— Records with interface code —

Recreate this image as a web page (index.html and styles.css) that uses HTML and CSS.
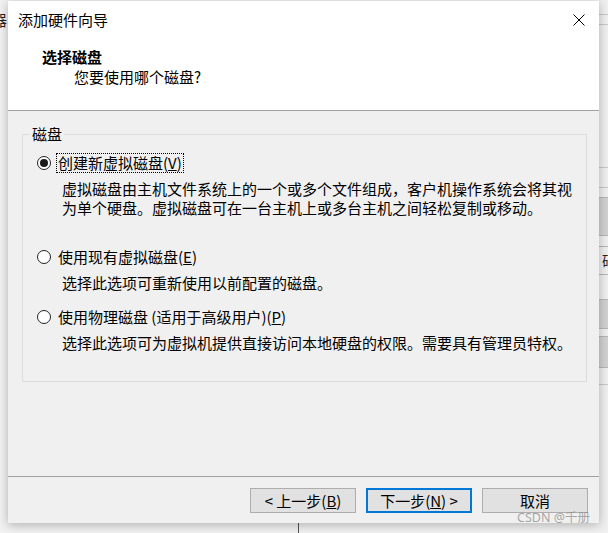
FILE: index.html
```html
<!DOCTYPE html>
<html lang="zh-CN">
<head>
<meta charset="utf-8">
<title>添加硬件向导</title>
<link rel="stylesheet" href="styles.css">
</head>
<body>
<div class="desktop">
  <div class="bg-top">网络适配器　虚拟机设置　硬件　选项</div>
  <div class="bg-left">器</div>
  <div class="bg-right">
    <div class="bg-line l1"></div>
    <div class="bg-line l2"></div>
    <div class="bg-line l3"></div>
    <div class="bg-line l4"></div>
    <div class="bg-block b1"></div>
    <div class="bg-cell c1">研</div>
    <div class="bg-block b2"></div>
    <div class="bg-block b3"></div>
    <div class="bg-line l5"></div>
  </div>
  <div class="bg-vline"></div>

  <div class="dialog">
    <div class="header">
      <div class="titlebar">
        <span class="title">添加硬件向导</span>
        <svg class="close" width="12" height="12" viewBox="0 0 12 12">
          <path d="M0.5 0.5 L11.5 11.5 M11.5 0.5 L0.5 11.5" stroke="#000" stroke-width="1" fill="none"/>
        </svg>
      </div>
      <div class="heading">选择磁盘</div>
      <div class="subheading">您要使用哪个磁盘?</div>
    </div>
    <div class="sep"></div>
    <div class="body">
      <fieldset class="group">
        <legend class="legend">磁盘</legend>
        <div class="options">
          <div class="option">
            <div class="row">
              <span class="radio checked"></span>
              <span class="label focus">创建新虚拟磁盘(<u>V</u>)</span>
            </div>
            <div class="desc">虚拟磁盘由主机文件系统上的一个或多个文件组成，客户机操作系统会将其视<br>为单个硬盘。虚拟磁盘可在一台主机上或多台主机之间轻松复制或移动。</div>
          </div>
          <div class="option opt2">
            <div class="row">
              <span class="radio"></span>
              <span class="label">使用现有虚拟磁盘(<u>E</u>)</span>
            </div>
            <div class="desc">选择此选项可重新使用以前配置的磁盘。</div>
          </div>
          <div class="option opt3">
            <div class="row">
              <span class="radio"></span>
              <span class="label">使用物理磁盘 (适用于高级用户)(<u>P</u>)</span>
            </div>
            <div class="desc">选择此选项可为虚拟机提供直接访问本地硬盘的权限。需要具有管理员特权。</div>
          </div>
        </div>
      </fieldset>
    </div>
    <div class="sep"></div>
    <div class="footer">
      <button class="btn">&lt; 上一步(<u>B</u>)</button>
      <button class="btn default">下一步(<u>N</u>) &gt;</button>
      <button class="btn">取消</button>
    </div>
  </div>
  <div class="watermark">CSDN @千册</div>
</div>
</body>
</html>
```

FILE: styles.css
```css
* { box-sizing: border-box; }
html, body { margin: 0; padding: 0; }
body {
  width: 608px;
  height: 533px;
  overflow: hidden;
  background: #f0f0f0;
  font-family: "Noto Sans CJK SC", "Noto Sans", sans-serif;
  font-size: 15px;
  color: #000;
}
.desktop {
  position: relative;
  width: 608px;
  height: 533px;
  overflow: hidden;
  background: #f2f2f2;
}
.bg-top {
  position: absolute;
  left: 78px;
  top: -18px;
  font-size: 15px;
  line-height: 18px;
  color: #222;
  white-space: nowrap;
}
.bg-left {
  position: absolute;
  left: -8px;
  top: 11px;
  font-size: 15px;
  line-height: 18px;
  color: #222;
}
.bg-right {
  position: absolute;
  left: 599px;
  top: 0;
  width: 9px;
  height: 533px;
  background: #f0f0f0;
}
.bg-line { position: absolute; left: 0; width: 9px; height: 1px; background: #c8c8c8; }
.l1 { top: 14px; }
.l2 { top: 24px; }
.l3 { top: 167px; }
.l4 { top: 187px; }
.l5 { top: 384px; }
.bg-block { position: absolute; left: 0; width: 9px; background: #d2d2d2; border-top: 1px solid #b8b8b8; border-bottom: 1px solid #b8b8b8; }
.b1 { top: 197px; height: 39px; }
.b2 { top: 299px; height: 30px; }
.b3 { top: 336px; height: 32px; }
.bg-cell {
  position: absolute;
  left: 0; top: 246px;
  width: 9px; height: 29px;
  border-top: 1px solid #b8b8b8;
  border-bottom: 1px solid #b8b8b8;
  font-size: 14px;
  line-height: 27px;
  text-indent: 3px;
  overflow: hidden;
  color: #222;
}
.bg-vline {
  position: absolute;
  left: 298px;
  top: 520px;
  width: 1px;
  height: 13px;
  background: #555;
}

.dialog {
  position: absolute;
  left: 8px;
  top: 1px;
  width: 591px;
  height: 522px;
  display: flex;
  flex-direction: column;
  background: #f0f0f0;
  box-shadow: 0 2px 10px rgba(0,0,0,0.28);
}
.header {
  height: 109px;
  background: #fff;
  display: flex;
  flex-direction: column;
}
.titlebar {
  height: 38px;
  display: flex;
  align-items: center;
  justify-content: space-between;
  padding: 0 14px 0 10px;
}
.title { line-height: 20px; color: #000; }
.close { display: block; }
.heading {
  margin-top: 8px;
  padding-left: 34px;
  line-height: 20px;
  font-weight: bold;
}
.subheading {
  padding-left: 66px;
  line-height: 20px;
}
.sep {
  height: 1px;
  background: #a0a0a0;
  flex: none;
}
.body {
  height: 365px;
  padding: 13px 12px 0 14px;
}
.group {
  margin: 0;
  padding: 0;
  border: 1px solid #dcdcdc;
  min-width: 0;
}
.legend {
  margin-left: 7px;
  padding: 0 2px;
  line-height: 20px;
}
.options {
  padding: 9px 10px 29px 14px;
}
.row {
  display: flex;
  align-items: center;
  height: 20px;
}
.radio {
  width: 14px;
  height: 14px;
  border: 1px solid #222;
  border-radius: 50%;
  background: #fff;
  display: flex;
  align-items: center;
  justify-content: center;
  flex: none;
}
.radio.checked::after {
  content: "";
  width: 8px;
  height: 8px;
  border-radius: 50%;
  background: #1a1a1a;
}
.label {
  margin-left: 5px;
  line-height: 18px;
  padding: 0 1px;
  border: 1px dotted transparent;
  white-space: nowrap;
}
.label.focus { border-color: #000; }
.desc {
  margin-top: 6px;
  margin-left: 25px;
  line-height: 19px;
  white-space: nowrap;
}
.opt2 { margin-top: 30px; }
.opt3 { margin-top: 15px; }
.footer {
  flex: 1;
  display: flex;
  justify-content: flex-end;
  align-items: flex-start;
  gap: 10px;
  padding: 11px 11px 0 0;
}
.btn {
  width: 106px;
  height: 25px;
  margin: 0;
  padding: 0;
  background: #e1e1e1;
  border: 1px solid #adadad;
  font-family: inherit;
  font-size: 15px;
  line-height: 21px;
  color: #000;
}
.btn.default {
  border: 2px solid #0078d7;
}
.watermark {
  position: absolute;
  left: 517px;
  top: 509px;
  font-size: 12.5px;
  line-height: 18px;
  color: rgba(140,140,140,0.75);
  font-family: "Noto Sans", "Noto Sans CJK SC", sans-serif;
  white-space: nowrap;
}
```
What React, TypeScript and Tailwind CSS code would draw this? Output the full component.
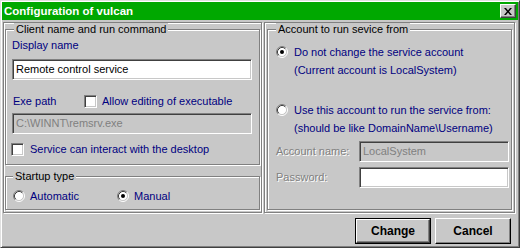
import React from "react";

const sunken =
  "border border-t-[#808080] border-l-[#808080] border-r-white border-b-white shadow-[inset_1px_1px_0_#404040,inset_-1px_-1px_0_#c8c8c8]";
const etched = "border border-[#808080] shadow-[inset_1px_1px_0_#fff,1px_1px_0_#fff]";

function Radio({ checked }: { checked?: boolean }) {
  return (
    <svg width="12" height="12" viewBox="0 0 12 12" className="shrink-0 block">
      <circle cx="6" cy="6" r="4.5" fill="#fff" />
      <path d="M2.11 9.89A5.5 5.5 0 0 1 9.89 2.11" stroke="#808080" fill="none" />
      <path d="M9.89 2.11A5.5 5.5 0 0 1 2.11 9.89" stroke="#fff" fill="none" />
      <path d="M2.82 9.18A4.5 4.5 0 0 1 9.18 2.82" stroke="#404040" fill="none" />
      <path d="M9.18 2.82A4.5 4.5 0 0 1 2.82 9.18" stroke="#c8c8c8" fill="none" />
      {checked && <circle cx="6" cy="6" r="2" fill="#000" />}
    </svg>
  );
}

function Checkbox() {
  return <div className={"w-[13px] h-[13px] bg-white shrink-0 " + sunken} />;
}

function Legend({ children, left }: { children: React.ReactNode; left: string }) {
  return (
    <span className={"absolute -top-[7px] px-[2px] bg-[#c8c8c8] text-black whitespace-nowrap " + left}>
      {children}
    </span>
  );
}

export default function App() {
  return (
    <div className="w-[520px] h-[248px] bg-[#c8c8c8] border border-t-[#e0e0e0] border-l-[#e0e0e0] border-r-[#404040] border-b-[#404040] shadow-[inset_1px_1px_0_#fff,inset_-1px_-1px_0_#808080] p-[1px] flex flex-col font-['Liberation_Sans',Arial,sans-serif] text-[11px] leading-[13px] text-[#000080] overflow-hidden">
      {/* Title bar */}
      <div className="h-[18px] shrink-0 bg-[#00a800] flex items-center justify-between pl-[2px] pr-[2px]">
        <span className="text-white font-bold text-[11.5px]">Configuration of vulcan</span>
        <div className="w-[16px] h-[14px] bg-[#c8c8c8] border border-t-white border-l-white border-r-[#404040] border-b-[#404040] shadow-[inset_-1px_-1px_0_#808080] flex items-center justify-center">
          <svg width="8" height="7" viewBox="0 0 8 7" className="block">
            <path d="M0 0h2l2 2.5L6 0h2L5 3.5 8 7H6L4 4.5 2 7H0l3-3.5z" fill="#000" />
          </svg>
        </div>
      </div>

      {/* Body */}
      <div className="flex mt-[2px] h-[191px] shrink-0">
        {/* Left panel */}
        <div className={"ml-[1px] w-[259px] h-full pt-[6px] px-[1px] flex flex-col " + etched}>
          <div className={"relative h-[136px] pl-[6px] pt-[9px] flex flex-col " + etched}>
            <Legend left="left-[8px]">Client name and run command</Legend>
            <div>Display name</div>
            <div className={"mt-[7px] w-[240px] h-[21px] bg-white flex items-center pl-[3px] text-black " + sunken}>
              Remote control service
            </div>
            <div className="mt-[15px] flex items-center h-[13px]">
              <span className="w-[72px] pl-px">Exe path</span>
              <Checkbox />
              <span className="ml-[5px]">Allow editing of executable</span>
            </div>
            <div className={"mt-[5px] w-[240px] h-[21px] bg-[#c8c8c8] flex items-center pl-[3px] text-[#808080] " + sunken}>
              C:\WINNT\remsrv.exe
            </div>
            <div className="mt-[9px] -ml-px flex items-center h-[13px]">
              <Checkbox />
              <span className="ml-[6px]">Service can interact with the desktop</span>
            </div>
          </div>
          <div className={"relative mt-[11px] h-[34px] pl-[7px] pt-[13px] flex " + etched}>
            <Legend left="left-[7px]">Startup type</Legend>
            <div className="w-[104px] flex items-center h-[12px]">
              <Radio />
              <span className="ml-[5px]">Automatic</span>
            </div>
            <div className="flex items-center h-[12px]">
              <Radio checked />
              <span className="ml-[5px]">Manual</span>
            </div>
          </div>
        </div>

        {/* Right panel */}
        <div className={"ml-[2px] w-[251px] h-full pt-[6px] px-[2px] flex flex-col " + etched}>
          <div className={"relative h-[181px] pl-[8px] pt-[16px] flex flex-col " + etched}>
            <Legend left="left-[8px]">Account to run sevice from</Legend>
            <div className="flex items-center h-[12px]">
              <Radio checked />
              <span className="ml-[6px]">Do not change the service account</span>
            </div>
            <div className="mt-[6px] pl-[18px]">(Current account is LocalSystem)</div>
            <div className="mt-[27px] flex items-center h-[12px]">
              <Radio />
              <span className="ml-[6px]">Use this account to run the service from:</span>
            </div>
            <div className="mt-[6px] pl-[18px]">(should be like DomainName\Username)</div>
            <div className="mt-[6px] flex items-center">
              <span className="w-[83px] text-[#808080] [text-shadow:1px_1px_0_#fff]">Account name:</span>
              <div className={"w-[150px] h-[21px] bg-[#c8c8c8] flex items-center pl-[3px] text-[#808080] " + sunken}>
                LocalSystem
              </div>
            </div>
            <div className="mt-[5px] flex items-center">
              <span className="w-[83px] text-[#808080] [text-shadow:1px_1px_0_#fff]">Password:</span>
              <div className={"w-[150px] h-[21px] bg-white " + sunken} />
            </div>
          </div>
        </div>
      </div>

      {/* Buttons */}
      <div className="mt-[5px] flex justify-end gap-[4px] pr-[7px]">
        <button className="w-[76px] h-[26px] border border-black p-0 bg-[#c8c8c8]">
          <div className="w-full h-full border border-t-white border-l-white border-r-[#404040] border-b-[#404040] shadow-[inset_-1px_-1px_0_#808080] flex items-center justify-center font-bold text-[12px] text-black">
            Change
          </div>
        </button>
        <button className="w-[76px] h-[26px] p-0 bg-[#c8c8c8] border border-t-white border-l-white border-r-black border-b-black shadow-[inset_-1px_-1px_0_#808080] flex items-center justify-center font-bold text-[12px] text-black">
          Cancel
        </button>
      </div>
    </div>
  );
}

— Exercise details —
Check each line of the records above for "styles", and copy those that have it.

— Expected answer —
Recreate this image as a web page (index.html and styles.css) that uses HTML and CSS.
<link rel="stylesheet" href="styles.css">
FILE: styles.css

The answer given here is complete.